Prakrit refers to a group of languages that were meant to be natural and unsophisticated as against Sanskrit, the ‘cultured’ language of the ‘learned’. It is characterised by the pronunciation of soft consonantal sounds that once formed a part of the vocabulary of the common masses of the Indian subcontinent.
Traces of Prakrit can still be found in modern Indian languages such as Bengali, Marathi, Gujarati, etc. Prakrit forms a link between the Vedic language and the modern languages of India besides cutting across the borders of Indo-Iranian, Dravidian, and Austro-Asiatic language groups. Unfortunately, Indological studies in India and abroad are limited to the study of Sanskrit language alone. As a result, Prakrit literature has been neglected by scholars, and its readership is dwindling with each passing day.

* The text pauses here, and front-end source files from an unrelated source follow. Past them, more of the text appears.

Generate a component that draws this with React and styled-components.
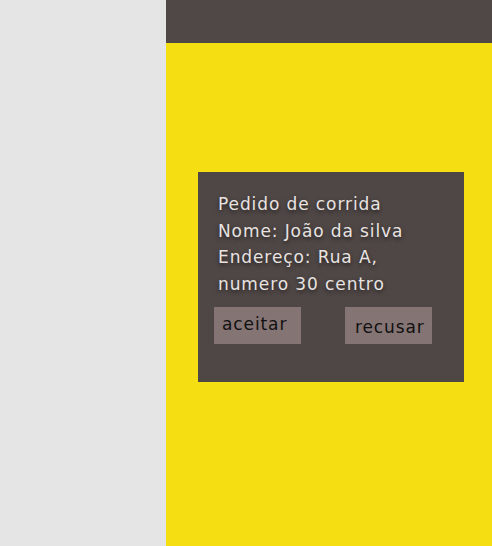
import React from 'react';
import styled, { createGlobalStyle } from 'styled-components';

const GlobalStyle = createGlobalStyle`
  html, body {
    margin: 0;
    padding: 0;
    height: 100%;
  }
  #root {
    height: 100%;
  }
`

function App() {
    return(
        <React.Fragment>
            <GlobalStyle/>
            <Page>
                <Sidebar></Sidebar>
                <Main>
                    <Header></Header>
                    <Content>
                        <Card>
                            <Info>
                                <Line>Pedido de corrida</Line>
                                <Line>Nome: João da silva</Line>
                                <Line>Endereço: Rua A,</Line>
                                <Line>numero 30 centro</Line>
                            </Info>
                            <Buttons>
                                <ActionBtn padLeft="8px" padTop="7px">aceitar</ActionBtn>
                                <ActionBtn padLeft="10px" padTop="10px">recusar</ActionBtn>
                            </Buttons>
                        </Card>
                    </Content>
                </Main>
            </Page>
        </React.Fragment>
    )
}

const Page = styled.div`
    display: flex;
    width: 492px;
    height: 546px;
    font-family: "DejaVu Sans", sans-serif;
`

const Sidebar = styled.div`
    width: 166px;
    flex-shrink: 0;
    background-color: #e5e5e5;
`

const Main = styled.div`
    flex: 1;
    display: flex;
    flex-direction: column;
`

const Header = styled.div`
    height: 43px;
    background-color: #504847;
`

const Content = styled.div`
    flex: 1;
    background-color: #f5de12;
    padding: 129px 0 0 32px;
`

const Card = styled.div`
    width: 266px;
    height: 210px;
    box-sizing: border-box;
    background-color: #4f4746;
    padding: 19px 16px 0 16px;
`

const Info = styled.div`
    padding-left: 4px;
    color: #e8e3e1;
    font-size: 17px;
    letter-spacing: 0.9px;
    line-height: 26.7px;
    text-shadow: 0 2px 4px rgba(0, 0, 0, 0.6);
`

const Line = styled.div`
    white-space: nowrap;
`

const Buttons = styled.div`
    display: flex;
    justify-content: space-between;
    margin-top: 9px;
    padding-right: 16px;
`

const ActionBtn = styled.div`
    width: 87px;
    height: 37px;
    box-sizing: border-box;
    background-color: #857474;
    color: #111;
    font-size: 17px;
    letter-spacing: 0.9px;
    padding-left: ${props => props.padLeft};
    padding-top: ${props => props.padTop};
`

export default App;
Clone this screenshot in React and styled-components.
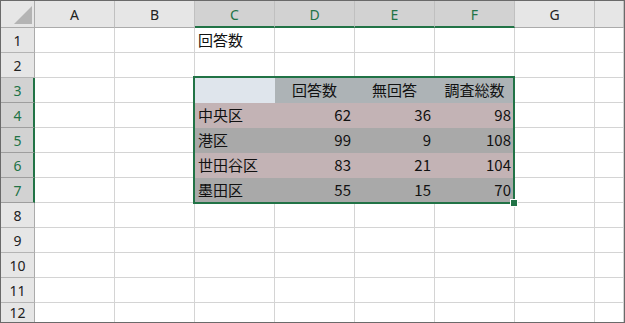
import React from "react";
import styled, { createGlobalStyle, css } from "styled-components";

const Global = createGlobalStyle`
  html, body { margin: 0; padding: 0; background: #ffffff; }
  * { box-sizing: border-box; }
`;

const GREEN = "#217346";

const Sheet = styled.div`
  width: 625px;
  height: 323px;
  border: 1px solid #6a6a6a;
  display: grid;
  grid-template-columns: 34px repeat(7, 80px) 1fr;
  grid-template-rows: 27px repeat(11, 25px) 1fr;
  background: #ffffff;
  overflow: hidden;
  font-family: "Noto Sans CJK JP", "Noto Sans", sans-serif;
`;

const placed = css`
  grid-row: ${(p) => p.$row};
  grid-column: ${(p) => p.$col};
`;

const Corner = styled.div`
  grid-row: 1;
  grid-column: 1;
  background: #e6e6e6;
  border-right: 1px solid #ababab;
  border-bottom: 1px solid #ababab;
  display: flex;
  align-items: flex-end;
  justify-content: flex-end;
  padding: 0 2px 3px 0;
`;

const ColHead = styled.div`
  ${placed};
  background: ${(p) => (p.$sel ? "#d2d2d2" : "#e6e6e6")};
  color: ${(p) => (p.$sel ? GREEN : "#222222")};
  border-right: 1px solid #c0c0c0;
  border-bottom: ${(p) => (p.$sel ? `2px solid ${GREEN}` : "1px solid #ababab")};
  display: flex;
  align-items: center;
  justify-content: center;
  font-family: "Noto Sans", "Open Sans", sans-serif;
  font-size: 14px;
  padding-top: ${(p) => (p.$sel ? "1px" : "0")};
`;

const RowHead = styled.div`
  ${placed};
  background: ${(p) => (p.$sel ? "#d2d2d2" : "#e6e6e6")};
  color: ${(p) => (p.$sel ? GREEN : "#222222")};
  border-right: ${(p) => (p.$sel ? `2px solid ${GREEN}` : "1px solid #ababab")};
  border-bottom: 1px solid ${(p) => (p.$sel ? "#9e9e9e" : "#b4b4b4")};
  display: flex;
  align-items: center;
  justify-content: center;
  font-family: "Noto Sans", "Open Sans", sans-serif;
  font-size: 14px;
  padding-left: ${(p) => (p.$sel ? "1px" : "0")};
`;

const justify = { right: "flex-end", center: "center", left: "flex-start" };

const Cell = styled.div`
  ${placed};
  border-right: 1px solid #d4d4d4;
  border-bottom: 1px solid #d4d4d4;
  display: flex;
  align-items: center;
  justify-content: ${(p) => justify[p.$align || "left"]};
  padding: 0 3px 2px 3px;
  font-size: 15px;
  color: #111111;
  white-space: nowrap;
  ${(p) =>
    p.$fill &&
    css`
      background: ${p.$fill};
      border-color: ${p.$fill};
    `}
`;

const Selection = styled.div`
  grid-column: 4 / 8;
  grid-row: 4 / 9;
  margin: -2px 0 -1px -2px;
  border: 2px solid ${GREEN};
  position: relative;
  pointer-events: none;
  z-index: 1;
`;

const Handle = styled.div`
  position: absolute;
  right: -5px;
  bottom: -5px;
  width: 8px;
  height: 8px;
  background: ${GREEN};
  border: 1px solid #ffffff;
`;

const cols = ["A", "B", "C", "D", "E", "F", "G", ""];
const selCols = ["C", "D", "E", "F"];

const C3 = "#dfe5ec";
const HEAD = "#adb3b6";
const PINK = "#c3b3b5";
const GRAY = "#a9a9a9";

const data = {
  1: { C: { t: "回答数" } },
  3: {
    C: { t: "", f: C3 },
    D: { t: "回答数", f: HEAD, a: "center" },
    E: { t: "無回答", f: HEAD, a: "center" },
    F: { t: "調査総数", f: HEAD, a: "center" },
  },
};

const rowsData = [
  ["中央区", 62, 36, 98, PINK],
  ["港区", 99, 9, 108, GRAY],
  ["世田谷区", 83, 21, 104, PINK],
  ["墨田区", 55, 15, 70, GRAY],
];
rowsData.forEach(([name, a, b, c, fill], i) => {
  data[4 + i] = {
    C: { t: name, f: fill },
    D: { t: String(a), f: fill, a: "right" },
    E: { t: String(b), f: fill, a: "right" },
    F: { t: String(c), f: fill, a: "right" },
  };
});

function CornerTriangle() {
  return (
    <svg width="18" height="18" viewBox="0 0 18 18">
      <polygon points="0,18 18,18 18,0" fill="#b4b4b4" />
    </svg>
  );
}

export default function App() {
  const rows = Array.from({ length: 12 }, (_, i) => i + 1);
  return (
    <>
      <Global />
      <Sheet>
        <Corner>
          <CornerTriangle />
        </Corner>
        {cols.map((c, i) => (
          <ColHead key={"h" + i} $row={1} $col={i + 2} $sel={selCols.includes(c)}>
            {c}
          </ColHead>
        ))}
        {rows.map((r) => (
          <React.Fragment key={r}>
            <RowHead $row={r + 1} $col={1} $sel={r >= 3 && r <= 7}>
              {r}
            </RowHead>
            {cols.map((c, i) => {
              const d = (data[r] && data[r][c]) || null;
              return (
                <Cell
                  key={r + "-" + i}
                  $row={r + 1}
                  $col={i + 2}
                  $fill={d && d.f}
                  $align={d && d.a}
                >
                  {d ? d.t : ""}
                </Cell>
              );
            })}
          </React.Fragment>
        ))}
        <Selection>
          <Handle />
        </Selection>
      </Sheet>
    </>
  );
}
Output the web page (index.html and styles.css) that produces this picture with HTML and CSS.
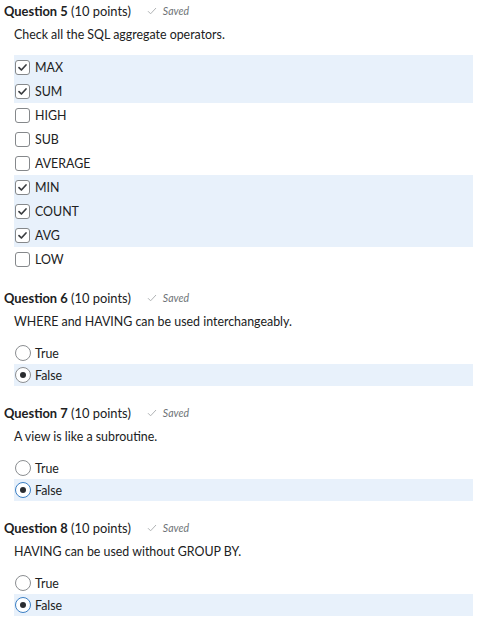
FILE: index.html
```html
<!DOCTYPE html>
<html>
<head>
<meta charset="utf-8">
<link rel="stylesheet" href="styles.css">
</head>
<body>
<div class="quiz">
  <section class="question">
    <div class="qhead"><b>Question 5</b>&nbsp;(10 points)<span class="saved"><svg viewBox="0 0 10 8" width="10" height="8"><path d="M1 4.2 L3.6 6.8 L9 1" fill="none" stroke="#b0b3b5" stroke-width="1"/></svg><i>Saved</i></span></div>
    <p class="prompt">Check all the SQL aggregate operators.</p>
    <ul class="options">
      <li class="opt cb sel"><span class="box"><svg viewBox="0 0 15 15" width="15" height="15"><path d="M4 7.6 L6.4 10 L11 5" fill="none" stroke="#3a3d40" stroke-width="1.7" stroke-linecap="round" stroke-linejoin="round"/></svg></span>MAX</li>
      <li class="opt cb sel"><span class="box"><svg viewBox="0 0 15 15" width="15" height="15"><path d="M4 7.6 L6.4 10 L11 5" fill="none" stroke="#3a3d40" stroke-width="1.7" stroke-linecap="round" stroke-linejoin="round"/></svg></span>SUM</li>
      <li class="opt cb"><span class="box"></span>HIGH</li>
      <li class="opt cb"><span class="box"></span>SUB</li>
      <li class="opt cb"><span class="box"></span>AVERAGE</li>
      <li class="opt cb sel"><span class="box"><svg viewBox="0 0 15 15" width="15" height="15"><path d="M4 7.6 L6.4 10 L11 5" fill="none" stroke="#3a3d40" stroke-width="1.7" stroke-linecap="round" stroke-linejoin="round"/></svg></span>MIN</li>
      <li class="opt cb sel"><span class="box"><svg viewBox="0 0 15 15" width="15" height="15"><path d="M4 7.6 L6.4 10 L11 5" fill="none" stroke="#3a3d40" stroke-width="1.7" stroke-linecap="round" stroke-linejoin="round"/></svg></span>COUNT</li>
      <li class="opt cb sel"><span class="box"><svg viewBox="0 0 15 15" width="15" height="15"><path d="M4 7.6 L6.4 10 L11 5" fill="none" stroke="#3a3d40" stroke-width="1.7" stroke-linecap="round" stroke-linejoin="round"/></svg></span>AVG</li>
      <li class="opt cb"><span class="box"></span>LOW</li>
    </ul>
  </section>

  <section class="question">
    <div class="qhead"><b>Question 6</b>&nbsp;(10 points)<span class="saved"><svg viewBox="0 0 10 8" width="10" height="8"><path d="M1 4.2 L3.6 6.8 L9 1" fill="none" stroke="#b0b3b5" stroke-width="1"/></svg><i>Saved</i></span></div>
    <p class="prompt">WHERE and HAVING can be used interchangeably.</p>
    <ul class="options">
      <li class="opt rd"><span class="circle"></span>True</li>
      <li class="opt rd sel"><span class="circle on"></span>False</li>
    </ul>
  </section>

  <section class="question">
    <div class="qhead"><b>Question 7</b>&nbsp;(10 points)<span class="saved"><svg viewBox="0 0 10 8" width="10" height="8"><path d="M1 4.2 L3.6 6.8 L9 1" fill="none" stroke="#b0b3b5" stroke-width="1"/></svg><i>Saved</i></span></div>
    <p class="prompt">A view is like a subroutine.</p>
    <ul class="options">
      <li class="opt rd"><span class="circle"></span>True</li>
      <li class="opt rd sel"><span class="circle on blue"></span>False</li>
    </ul>
  </section>

  <section class="question">
    <div class="qhead"><b>Question 8</b>&nbsp;(10 points)<span class="saved"><svg viewBox="0 0 10 8" width="10" height="8"><path d="M1 4.2 L3.6 6.8 L9 1" fill="none" stroke="#b0b3b5" stroke-width="1"/></svg><i>Saved</i></span></div>
    <p class="prompt">HAVING can be used without GROUP BY.</p>
    <ul class="options">
      <li class="opt rd"><span class="circle"></span>True</li>
      <li class="opt rd sel"><span class="circle on blue"></span>False</li>
    </ul>
  </section>
</div>
</body>
</html>
```
FILE: styles.css
```css
html, body {
  margin: 0;
  padding: 0;
  background: #ffffff;
}
body {
  font-family: Lato, "Open Sans", "Liberation Sans", sans-serif;
  font-size: 12.4px;
  color: #202122;
}
.quiz {
  padding: 0 13px 0 4px;
}
.question + .question {
  margin-top: 16px;
}
.qhead {
  font-size: 12.9px;
  line-height: 22px;
  height: 22px;
  display: flex;
  align-items: center;
  white-space: nowrap;
}
.qhead b {
  font-weight: 700;
}
.saved {
  display: inline-flex;
  align-items: center;
  margin-left: 16px;
  color: #6e7376;
  font-size: 10.5px;
}
.saved svg {
  margin-right: 6px;
}
.prompt {
  margin: 3px 0 0 10px;
  line-height: 20px;
}
.options {
  list-style: none;
  margin: 10px 0 0 10px;
  padding: 0;
}
.opt {
  display: flex;
  align-items: center;
  padding-left: 1px;
}
.opt.cb {
  height: 24px;
}
.opt.rd {
  height: 22px;
}
.opt.sel {
  background: #e8f1fb;
}
.box {
  width: 15px;
  height: 15px;
  box-sizing: border-box;
  border: 1px solid #85888b;
  border-radius: 3px;
  background: #fff;
  margin-right: 5px;
  position: relative;
}
.box svg {
  position: absolute;
  left: -1px;
  top: -1px;
}
.circle {
  width: 16px;
  height: 16px;
  box-sizing: border-box;
  border: 1px solid #8b8e91;
  border-radius: 50%;
  background: #fff;
  margin-right: 4px;
  display: flex;
  align-items: center;
  justify-content: center;
}
.circle.on::after {
  content: "";
  width: 6px;
  height: 6px;
  border-radius: 50%;
  background: #2b2d30;
}
.circle.blue {
  border: 1.5px solid #3b7fc4;
}
```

The scope of Prakrit literature is vast and covers diverse disciplines and genres such as the canonical texts of the Jains and the Buddhists, lyric and epic poetry, administrative accounts in the form of coins and inscriptions, treatises on grammar and linguistics, and plays and dialogues embedded in Sanskrit dramas that mimicked the speaking of womenfolk, ordinary men, Buddhist or Jain monks, and the outcaste. It is, thus, very crucial to look at the characteristics of Prakrit language and literature, and make authentic translations of literary works available for interdisciplinary research in order to provide better insights on life of a ‘commoner’ in ancient India.